* TASK DATA *
▼

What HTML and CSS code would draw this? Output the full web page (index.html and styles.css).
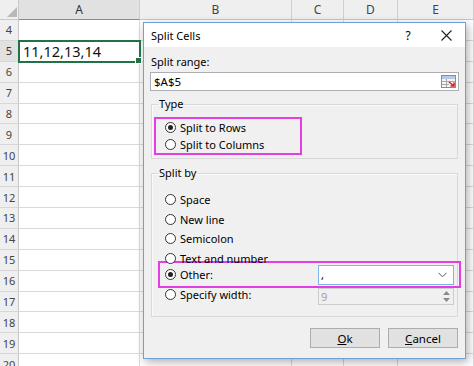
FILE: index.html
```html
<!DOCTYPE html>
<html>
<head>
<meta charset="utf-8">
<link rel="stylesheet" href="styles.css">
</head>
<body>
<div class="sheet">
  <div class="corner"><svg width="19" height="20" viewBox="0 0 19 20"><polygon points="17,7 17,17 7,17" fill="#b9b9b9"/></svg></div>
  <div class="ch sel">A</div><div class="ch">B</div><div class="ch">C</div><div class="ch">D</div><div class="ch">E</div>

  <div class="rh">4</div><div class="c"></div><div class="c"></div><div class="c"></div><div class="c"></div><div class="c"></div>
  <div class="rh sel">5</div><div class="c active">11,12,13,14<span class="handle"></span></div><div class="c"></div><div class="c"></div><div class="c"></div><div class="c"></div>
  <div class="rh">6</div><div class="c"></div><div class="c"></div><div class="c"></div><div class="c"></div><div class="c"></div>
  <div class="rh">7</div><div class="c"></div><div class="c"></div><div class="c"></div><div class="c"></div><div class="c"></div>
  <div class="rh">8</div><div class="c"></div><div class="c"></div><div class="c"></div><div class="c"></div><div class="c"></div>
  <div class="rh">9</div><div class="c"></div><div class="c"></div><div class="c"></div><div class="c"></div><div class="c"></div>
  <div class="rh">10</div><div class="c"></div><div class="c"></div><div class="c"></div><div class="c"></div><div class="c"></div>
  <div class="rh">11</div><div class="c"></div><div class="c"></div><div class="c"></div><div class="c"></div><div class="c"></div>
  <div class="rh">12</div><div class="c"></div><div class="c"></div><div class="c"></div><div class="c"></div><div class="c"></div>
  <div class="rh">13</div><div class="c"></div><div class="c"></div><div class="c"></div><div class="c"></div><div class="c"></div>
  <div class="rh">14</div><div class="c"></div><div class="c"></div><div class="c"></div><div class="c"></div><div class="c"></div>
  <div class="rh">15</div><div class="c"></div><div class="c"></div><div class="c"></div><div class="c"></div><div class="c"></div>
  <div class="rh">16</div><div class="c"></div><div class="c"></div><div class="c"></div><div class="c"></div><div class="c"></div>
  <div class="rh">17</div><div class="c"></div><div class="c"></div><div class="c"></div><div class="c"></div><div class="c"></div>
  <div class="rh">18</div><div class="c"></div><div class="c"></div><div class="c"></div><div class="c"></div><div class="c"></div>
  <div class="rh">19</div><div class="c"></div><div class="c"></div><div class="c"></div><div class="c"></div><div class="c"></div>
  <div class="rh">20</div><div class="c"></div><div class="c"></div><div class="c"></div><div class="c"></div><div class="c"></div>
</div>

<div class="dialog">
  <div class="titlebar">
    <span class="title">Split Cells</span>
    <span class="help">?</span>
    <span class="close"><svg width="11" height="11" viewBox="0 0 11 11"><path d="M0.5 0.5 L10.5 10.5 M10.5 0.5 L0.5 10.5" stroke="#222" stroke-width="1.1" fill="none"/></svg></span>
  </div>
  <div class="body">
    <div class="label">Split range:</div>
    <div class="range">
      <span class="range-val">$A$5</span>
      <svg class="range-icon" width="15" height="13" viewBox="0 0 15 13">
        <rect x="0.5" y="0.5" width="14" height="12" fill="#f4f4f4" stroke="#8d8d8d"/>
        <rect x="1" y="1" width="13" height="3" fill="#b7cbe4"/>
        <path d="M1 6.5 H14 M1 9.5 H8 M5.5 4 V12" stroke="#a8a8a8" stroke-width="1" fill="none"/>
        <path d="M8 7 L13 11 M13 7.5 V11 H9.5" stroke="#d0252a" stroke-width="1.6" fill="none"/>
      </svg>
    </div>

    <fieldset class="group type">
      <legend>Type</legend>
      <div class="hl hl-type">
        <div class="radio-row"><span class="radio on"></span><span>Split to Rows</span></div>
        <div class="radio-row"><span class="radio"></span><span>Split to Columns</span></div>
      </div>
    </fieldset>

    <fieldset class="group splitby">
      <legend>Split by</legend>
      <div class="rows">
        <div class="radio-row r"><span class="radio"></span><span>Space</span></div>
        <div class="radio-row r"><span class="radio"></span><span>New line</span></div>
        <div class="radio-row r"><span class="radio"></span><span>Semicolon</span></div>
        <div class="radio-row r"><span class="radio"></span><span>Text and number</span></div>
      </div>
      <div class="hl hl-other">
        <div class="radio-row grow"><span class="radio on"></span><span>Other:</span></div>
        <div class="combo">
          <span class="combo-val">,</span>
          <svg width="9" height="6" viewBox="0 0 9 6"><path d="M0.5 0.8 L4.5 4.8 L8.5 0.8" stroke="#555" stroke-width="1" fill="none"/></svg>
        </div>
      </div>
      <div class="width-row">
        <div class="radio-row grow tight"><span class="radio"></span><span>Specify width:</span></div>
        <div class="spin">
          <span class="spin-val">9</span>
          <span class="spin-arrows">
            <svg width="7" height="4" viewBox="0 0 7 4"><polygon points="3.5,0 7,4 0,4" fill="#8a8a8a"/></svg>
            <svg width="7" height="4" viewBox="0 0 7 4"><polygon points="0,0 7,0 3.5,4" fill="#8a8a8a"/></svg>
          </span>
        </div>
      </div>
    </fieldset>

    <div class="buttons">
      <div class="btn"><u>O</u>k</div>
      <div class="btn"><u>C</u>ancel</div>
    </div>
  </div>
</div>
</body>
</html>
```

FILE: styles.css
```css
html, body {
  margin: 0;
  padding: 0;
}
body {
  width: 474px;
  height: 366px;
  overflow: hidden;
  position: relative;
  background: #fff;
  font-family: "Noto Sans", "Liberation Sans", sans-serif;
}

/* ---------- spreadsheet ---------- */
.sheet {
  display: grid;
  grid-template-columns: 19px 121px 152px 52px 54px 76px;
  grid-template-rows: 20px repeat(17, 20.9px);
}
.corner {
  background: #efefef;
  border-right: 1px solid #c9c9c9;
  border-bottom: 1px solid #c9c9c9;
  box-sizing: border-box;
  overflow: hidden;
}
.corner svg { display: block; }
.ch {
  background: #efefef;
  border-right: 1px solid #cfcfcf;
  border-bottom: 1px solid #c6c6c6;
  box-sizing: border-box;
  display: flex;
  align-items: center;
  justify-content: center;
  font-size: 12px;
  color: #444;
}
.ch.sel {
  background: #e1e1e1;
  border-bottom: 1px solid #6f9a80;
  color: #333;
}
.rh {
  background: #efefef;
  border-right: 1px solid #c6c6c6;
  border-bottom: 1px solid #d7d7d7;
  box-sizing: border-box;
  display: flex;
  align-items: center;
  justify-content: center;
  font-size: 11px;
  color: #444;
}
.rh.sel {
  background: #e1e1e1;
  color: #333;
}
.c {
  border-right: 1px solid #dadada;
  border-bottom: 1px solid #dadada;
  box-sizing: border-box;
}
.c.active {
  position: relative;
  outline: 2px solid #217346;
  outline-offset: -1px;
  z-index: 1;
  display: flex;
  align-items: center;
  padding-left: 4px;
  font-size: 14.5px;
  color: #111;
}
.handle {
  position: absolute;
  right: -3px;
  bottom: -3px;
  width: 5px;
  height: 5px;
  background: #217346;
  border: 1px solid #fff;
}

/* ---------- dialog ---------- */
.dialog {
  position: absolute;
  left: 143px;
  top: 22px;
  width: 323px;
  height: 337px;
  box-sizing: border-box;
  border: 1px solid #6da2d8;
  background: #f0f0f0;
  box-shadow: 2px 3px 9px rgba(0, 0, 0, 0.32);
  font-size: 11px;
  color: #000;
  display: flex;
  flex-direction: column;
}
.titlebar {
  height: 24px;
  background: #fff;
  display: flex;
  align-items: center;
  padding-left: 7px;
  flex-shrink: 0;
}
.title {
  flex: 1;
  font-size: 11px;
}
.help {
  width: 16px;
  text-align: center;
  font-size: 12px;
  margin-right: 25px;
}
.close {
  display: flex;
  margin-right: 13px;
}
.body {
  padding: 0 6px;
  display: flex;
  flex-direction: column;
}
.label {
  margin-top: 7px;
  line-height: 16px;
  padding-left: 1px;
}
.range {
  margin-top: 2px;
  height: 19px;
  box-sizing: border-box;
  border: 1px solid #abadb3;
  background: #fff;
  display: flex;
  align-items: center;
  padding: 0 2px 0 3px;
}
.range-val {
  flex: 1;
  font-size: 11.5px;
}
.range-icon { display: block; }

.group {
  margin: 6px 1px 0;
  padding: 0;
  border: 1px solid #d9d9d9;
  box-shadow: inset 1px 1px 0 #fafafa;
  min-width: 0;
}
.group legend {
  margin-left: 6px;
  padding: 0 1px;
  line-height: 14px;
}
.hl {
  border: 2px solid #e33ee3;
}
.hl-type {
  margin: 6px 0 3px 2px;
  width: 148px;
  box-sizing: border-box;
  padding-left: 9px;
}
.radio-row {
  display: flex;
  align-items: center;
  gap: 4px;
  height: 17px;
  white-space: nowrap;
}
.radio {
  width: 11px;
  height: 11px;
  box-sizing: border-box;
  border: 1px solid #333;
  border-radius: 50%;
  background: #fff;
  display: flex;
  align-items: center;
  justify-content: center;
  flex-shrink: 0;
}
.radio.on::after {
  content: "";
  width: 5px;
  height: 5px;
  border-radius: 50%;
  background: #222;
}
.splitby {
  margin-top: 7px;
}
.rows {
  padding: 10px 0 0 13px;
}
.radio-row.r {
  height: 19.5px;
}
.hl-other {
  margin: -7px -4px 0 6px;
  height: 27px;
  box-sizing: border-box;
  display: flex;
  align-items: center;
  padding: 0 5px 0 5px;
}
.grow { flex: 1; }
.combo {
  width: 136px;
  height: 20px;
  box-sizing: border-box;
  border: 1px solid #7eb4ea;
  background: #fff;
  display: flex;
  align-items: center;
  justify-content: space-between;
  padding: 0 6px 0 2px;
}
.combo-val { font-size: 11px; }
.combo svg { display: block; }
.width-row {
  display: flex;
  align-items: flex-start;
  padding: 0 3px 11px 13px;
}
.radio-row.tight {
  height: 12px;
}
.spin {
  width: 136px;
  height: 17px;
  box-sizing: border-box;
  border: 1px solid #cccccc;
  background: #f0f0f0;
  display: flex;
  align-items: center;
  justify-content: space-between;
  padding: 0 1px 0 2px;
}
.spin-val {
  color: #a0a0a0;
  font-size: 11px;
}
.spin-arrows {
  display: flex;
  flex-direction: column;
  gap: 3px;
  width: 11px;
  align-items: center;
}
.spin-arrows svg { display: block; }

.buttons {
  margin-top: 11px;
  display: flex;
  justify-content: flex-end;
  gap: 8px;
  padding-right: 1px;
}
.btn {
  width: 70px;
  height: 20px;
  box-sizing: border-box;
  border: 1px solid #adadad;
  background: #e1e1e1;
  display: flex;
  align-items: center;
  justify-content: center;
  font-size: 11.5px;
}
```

▲
▼

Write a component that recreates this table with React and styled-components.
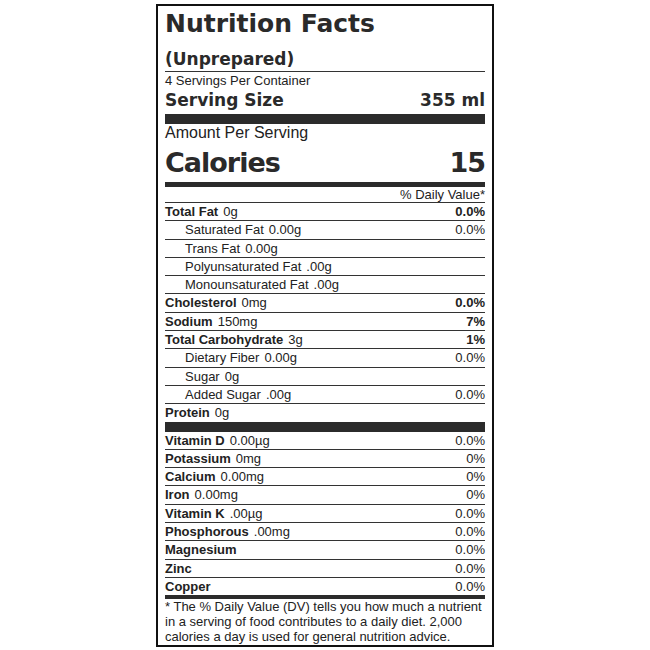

▲
▼

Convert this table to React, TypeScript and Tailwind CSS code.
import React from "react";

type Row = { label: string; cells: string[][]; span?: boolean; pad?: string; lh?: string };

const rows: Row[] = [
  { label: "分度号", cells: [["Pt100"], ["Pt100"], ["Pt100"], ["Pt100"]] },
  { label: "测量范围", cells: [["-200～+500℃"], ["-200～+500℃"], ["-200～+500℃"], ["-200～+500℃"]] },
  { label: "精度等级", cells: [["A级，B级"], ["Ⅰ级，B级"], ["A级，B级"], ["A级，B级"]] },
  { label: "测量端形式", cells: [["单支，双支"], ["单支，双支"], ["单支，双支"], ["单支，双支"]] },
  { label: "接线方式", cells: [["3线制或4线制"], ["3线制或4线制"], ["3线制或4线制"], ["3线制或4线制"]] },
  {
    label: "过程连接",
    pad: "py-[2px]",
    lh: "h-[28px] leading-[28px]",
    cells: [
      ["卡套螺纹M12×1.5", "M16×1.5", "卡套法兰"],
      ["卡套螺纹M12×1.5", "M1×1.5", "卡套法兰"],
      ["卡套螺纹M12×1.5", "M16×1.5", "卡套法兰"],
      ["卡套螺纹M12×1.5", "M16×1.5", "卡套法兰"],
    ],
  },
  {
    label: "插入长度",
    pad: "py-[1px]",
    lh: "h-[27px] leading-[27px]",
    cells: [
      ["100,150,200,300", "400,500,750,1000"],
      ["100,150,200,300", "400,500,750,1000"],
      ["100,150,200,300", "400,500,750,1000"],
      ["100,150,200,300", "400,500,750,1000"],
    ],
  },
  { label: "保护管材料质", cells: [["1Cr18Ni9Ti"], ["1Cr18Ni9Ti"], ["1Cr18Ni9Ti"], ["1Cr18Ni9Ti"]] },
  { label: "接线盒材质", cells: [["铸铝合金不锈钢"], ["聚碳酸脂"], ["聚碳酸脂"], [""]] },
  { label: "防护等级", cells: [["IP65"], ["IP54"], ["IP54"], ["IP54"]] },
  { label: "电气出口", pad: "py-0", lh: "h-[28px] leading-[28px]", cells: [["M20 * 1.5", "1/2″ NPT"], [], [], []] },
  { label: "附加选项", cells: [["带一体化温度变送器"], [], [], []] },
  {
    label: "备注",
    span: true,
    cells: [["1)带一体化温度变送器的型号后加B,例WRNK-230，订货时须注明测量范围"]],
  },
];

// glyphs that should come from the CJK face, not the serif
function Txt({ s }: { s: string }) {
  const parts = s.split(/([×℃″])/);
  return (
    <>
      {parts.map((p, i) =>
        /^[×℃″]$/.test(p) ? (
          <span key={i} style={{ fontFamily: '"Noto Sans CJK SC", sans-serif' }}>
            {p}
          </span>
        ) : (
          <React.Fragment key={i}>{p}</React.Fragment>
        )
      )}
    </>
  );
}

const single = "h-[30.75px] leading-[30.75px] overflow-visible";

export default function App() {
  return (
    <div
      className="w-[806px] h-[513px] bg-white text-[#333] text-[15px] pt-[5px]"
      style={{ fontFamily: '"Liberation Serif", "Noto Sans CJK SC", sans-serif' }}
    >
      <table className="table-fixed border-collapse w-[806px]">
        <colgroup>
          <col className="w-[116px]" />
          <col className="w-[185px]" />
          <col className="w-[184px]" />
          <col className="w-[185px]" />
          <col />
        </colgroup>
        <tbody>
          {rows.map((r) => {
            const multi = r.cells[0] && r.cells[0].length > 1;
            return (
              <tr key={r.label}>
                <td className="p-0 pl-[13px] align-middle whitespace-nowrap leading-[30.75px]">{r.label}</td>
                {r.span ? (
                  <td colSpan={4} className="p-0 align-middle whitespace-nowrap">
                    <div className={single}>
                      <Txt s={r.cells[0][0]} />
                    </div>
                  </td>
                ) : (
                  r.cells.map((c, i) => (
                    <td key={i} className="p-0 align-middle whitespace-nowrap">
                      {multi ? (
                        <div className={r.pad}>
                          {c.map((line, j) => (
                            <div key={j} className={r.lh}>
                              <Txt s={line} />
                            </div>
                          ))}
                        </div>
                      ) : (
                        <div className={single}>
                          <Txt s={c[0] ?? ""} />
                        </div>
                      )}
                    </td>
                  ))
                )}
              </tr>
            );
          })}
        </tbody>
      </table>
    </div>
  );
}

▲

* TASK *
Retype exactly what runs from the line containing "Convert this table" through the line containing "string; cells: string[][];", both lines included, and stop there.

* TASK RESULT *
Convert this table to React, TypeScript and Tailwind CSS code.
import React from "react";

type Row = { label: string; cells: string[][]; span?: boolean; pad?: string; lh?: string };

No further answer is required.